US and China near deal that would suspend planned tariffs

Since July 2018, the Trump administration has imposed import taxes on $360 billion in Chinese products. Beijing has retaliated by taxing $120 billion in U.S. exports, including soybeans and other farm products that are vital to many of Trump's supporters in rural America.




The Trump administration and China were expected to announce Friday a modest trade agreement that would suspend tariffs that are set to kick in Sunday, de-escalating their 17-month trade war.

Thursday evening, a senior administration official said a policy announcement regarding China would take place on Friday. The official spoke on condition of anonymity to discuss internal planning.

A “deal is close,” said Myron Brilliant, the US Chamber of Commerce’s head of international affairs, who has been briefed by both sides.

Brilliant said the administration has agreed to suspend Trump’s plans to impose tariffs on USD 160 billion in Chinese imports Sunday and to reduce existing tariffs, though it wasn’t clear by how much.

In return, Beijing would buy more US farm products, increase Americans companies’ access to the Chinese market and tighten protection for intellectual property rights.

The deal awaits final approval from President Donald Trump. Trump did not comment to reporters on the talks late Thursday when returning to the White House.

Trump took to Twitter early Thursday to declare: “Getting VERY close to a BIG DEAL with China. They want it, and so do we!”

The president’s comments triggered a daylong rally on Wall Street that carried over to Asian trading. The Dow Jones Industrial Average surged 220 points or 0.8% on Thursday. In Friday trading, Japan’s Nikkei 225 index jumped 2.6% while the Shanghai Composite index advanced 1.5%.

In Beijing on Thursday, a spokesman for China’s Ministry of Commerce, Gao Feng, told reporters that “the economic and trade teams of both sides have maintained close communication.” He offered no additional details.

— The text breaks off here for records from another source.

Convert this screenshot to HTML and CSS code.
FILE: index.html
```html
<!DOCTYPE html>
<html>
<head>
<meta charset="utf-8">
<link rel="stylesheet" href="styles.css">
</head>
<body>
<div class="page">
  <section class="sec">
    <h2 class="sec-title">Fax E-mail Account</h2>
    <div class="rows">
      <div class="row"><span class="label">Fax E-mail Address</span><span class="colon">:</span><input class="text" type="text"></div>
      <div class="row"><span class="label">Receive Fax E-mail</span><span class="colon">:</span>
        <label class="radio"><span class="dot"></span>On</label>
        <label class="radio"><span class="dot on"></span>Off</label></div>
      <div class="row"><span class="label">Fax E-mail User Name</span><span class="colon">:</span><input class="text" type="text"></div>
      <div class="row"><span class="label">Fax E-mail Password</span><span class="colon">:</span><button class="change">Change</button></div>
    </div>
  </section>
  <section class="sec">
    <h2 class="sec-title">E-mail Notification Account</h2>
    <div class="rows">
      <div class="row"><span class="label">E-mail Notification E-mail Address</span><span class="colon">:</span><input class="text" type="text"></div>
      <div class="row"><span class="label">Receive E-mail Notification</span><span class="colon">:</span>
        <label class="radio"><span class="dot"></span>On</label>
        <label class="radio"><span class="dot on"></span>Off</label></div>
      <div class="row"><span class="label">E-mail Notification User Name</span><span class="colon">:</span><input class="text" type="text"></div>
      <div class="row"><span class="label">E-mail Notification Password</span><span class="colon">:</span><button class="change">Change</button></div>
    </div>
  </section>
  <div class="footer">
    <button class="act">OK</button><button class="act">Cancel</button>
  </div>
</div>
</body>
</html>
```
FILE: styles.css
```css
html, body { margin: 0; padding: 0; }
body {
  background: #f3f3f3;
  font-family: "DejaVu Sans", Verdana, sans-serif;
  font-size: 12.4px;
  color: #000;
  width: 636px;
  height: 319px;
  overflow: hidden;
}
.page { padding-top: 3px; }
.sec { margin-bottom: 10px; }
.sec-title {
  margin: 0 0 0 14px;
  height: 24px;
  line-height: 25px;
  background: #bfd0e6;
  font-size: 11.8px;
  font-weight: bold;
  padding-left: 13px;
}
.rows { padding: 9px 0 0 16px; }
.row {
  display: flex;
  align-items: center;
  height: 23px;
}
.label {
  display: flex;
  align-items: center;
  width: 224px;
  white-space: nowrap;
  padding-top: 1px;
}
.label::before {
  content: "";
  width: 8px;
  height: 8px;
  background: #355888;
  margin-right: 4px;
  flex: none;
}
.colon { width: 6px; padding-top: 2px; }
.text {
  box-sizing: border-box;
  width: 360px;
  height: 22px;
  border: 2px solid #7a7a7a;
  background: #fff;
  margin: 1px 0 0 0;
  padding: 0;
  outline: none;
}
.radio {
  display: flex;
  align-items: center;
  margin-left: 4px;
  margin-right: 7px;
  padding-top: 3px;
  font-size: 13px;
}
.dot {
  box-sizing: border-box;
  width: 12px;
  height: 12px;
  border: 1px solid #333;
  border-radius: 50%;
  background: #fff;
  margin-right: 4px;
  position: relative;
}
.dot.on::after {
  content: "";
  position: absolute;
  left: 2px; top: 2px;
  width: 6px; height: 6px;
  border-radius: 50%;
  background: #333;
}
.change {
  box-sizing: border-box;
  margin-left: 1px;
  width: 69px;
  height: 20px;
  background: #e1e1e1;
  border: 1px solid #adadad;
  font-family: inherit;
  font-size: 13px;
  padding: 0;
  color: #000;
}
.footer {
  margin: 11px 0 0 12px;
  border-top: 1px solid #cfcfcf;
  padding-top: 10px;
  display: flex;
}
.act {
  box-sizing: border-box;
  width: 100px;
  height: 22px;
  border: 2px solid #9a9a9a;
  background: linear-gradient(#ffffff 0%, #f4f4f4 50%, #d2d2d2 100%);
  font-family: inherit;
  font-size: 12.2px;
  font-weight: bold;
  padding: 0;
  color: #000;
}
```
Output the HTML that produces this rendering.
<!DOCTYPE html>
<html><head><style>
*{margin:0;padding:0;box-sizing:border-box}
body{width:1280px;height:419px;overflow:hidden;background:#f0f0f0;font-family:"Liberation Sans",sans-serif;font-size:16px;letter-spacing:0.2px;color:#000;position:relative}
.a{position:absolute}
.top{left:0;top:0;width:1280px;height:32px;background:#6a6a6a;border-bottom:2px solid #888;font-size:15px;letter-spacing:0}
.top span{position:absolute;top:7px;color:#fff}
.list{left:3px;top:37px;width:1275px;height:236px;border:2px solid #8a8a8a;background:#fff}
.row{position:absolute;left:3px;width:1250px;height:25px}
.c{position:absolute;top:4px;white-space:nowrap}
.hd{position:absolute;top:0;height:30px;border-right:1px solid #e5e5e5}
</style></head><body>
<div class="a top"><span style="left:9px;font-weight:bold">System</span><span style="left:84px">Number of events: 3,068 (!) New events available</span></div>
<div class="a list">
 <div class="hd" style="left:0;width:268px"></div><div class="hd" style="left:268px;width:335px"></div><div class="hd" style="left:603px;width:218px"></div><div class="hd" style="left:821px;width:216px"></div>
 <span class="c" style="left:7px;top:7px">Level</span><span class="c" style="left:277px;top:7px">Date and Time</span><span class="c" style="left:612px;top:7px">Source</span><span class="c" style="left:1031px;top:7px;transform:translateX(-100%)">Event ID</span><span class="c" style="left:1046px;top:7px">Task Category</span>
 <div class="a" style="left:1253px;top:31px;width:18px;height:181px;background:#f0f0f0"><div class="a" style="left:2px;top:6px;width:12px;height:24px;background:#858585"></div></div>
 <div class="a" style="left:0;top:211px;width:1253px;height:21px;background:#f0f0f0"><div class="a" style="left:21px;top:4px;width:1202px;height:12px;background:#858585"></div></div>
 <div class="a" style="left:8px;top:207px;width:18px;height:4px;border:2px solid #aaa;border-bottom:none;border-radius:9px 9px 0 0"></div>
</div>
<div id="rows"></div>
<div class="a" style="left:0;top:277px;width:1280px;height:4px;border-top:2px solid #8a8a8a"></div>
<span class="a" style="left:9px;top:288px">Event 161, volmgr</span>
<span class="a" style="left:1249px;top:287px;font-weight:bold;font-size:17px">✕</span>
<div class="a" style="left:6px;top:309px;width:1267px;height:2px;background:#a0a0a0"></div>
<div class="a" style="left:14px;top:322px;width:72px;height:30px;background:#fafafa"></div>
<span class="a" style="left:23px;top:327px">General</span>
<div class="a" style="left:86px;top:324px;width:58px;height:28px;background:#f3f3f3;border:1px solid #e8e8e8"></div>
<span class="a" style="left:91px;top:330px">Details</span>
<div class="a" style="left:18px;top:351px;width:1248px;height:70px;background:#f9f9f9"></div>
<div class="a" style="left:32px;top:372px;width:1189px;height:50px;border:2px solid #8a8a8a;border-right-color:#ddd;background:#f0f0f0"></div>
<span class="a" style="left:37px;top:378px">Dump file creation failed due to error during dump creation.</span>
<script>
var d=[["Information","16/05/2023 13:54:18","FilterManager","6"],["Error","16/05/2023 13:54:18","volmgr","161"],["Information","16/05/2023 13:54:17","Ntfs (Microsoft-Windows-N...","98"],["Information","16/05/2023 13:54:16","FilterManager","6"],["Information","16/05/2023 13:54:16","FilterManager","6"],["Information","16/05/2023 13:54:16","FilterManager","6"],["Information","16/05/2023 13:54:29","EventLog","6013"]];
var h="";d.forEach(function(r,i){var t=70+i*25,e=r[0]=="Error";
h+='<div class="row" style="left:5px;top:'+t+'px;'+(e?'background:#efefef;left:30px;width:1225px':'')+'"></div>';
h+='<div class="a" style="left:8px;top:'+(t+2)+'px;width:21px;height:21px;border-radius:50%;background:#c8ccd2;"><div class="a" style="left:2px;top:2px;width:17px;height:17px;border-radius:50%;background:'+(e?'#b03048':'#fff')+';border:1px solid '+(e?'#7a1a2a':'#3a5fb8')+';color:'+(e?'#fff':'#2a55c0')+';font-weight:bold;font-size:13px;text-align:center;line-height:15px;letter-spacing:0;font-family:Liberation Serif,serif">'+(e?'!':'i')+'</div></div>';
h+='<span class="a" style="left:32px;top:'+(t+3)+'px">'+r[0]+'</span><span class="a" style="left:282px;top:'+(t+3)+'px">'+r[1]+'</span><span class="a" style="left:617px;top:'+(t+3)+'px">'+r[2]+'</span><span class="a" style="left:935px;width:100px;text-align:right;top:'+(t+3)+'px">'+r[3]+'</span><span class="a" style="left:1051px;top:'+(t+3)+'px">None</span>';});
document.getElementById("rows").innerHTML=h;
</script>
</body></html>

Beijing has threatened to retaliate if Trump proceeds with plans to raise tariffs on USD 160 billion of Chinese imports Sunday.

The two sides are negotiating a so-called Phase 1 agreement to help resolve their sprawling trade dispute. Still, the truce appears to leave unsettled the toughest and most complex issues that have divided the two sides.

Three Democratic senators — Minority Leader Charles Schumer of New York, Ron Wyden of Oregon and Sherrod Brown of Ohio — sent a letter to the White House on Thursday, urging Trump to “stand firm” in the negotiations with China.

They called on the president to hold out for “commitments from the Chinese government to enact substantive, enforceable and permanent structural reform.” The administration accuses Beijing of cheating in its drive to achieve global supremacy in such advanced technologies as driver-less cars and artificial intelligence.

The administration alleges — and independent analysts generally agree — that China steals technology, forces foreign companies to hand over trade secrets, unfairly subsidizes its own firms and throws up bureaucratic hurdles for foreign rivals.

Beijing rejects the accusations and contends that Washington is simply trying to suppress a rising competitor in international trade.

Despite the plans for an announcement, it’s not a done deal, noted Jeffrey Halley of Oanda.

“After such an interminable wait and having being led to water before, I would like to see something official in writing officially. Further to that point, although the in-principle agreement may have been agreed, the legally binding text has yet to be drawn up,” he said.

Since July 2018, the Trump administration has imposed import taxes on $360 billion in Chinese products. Beijing has retaliated by taxing $120 billion in U.S. exports, including soybeans and other farm products that are vital to many of Trump’s supporters in rural America.

On Sunday, the administration was set to start taxing an additional $160 billion in Chinese imports, a move that would extend the sanctions to just about everything China ships to the United States.

Repeated rounds of negotiations had failed to achieve even a preliminary agreement. The prolonged uncertainty over Trump’s trade policies has curtailed U.S. business investment and likely held back economic growth. Many corporations have slowed or suspended investment plans until they know when, how or even whether the trade standoff will end.

A far-reaching agreement on China’s technology policies will likely prove difficult. It would require Beijing to scale back its drive to become a global powerhouse in industrial high technology, something it sees as a path to prosperity and international influence.